• _Listed entries_

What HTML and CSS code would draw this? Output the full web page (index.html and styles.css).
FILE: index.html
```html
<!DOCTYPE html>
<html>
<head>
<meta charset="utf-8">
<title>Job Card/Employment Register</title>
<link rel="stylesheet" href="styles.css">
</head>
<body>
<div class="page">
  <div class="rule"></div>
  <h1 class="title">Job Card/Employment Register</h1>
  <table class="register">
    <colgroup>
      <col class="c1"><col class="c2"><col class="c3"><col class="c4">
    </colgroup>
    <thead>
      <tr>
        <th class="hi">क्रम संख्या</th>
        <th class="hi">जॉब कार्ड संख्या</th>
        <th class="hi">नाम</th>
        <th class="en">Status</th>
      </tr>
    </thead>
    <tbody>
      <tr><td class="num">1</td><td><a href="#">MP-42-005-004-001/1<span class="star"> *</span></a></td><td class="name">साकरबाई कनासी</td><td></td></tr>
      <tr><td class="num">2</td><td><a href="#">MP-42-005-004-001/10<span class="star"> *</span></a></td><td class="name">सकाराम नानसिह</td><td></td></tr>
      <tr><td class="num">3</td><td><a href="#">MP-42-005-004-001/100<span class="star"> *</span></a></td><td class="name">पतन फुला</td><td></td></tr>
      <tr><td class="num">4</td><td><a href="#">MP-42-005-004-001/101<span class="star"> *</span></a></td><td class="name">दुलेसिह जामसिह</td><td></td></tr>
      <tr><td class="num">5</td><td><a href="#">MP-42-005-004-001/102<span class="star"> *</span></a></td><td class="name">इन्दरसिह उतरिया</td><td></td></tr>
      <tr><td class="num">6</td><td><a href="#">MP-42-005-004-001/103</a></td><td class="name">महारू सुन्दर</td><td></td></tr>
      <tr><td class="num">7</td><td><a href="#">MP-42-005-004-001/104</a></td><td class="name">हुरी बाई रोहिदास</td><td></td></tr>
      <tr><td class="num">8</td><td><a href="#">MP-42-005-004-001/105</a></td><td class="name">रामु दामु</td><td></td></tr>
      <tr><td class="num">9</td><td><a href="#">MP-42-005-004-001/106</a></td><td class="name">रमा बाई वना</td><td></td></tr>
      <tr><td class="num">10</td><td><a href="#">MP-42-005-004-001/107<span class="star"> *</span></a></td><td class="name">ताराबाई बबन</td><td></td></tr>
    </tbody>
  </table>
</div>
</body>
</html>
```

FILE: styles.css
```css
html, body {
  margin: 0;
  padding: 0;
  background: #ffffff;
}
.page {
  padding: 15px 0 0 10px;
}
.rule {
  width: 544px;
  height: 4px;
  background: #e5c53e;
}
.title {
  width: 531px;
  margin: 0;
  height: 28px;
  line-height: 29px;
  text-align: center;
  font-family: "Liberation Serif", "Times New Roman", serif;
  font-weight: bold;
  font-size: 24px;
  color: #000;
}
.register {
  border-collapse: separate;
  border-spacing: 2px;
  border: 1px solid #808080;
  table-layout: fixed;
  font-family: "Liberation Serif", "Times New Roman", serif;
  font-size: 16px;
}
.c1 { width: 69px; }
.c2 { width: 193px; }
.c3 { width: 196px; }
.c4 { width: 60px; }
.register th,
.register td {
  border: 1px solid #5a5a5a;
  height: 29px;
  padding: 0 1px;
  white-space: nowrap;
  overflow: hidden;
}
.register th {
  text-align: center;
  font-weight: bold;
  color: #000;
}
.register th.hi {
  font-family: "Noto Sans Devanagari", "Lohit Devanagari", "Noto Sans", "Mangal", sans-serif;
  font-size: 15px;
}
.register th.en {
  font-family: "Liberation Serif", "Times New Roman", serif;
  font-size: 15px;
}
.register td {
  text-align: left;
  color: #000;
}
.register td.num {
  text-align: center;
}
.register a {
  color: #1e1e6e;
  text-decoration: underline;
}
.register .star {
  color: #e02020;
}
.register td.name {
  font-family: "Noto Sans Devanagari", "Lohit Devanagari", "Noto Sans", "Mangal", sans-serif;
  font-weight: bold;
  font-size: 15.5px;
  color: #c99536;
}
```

...

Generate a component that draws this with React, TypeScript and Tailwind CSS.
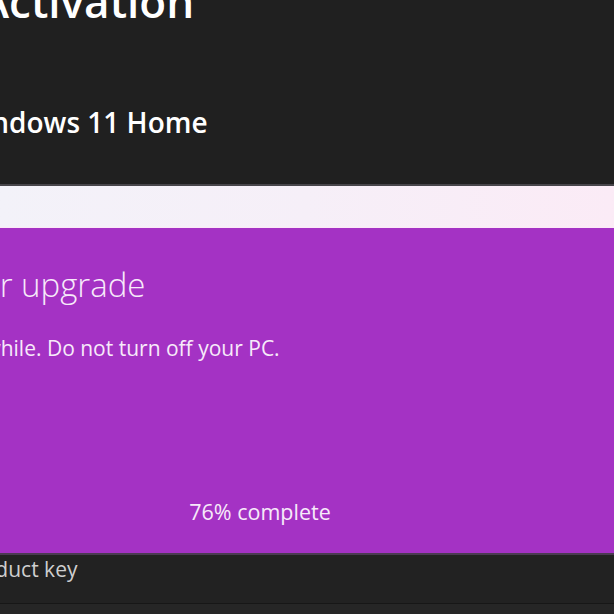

• _What is expected_
Identify every line above with the string "styles" in it. Copy those lines.

• _Output of the task_
What HTML and CSS code would draw this? Output the full web page (index.html and styles.css).
<link rel="stylesheet" href="styles.css">
FILE: styles.css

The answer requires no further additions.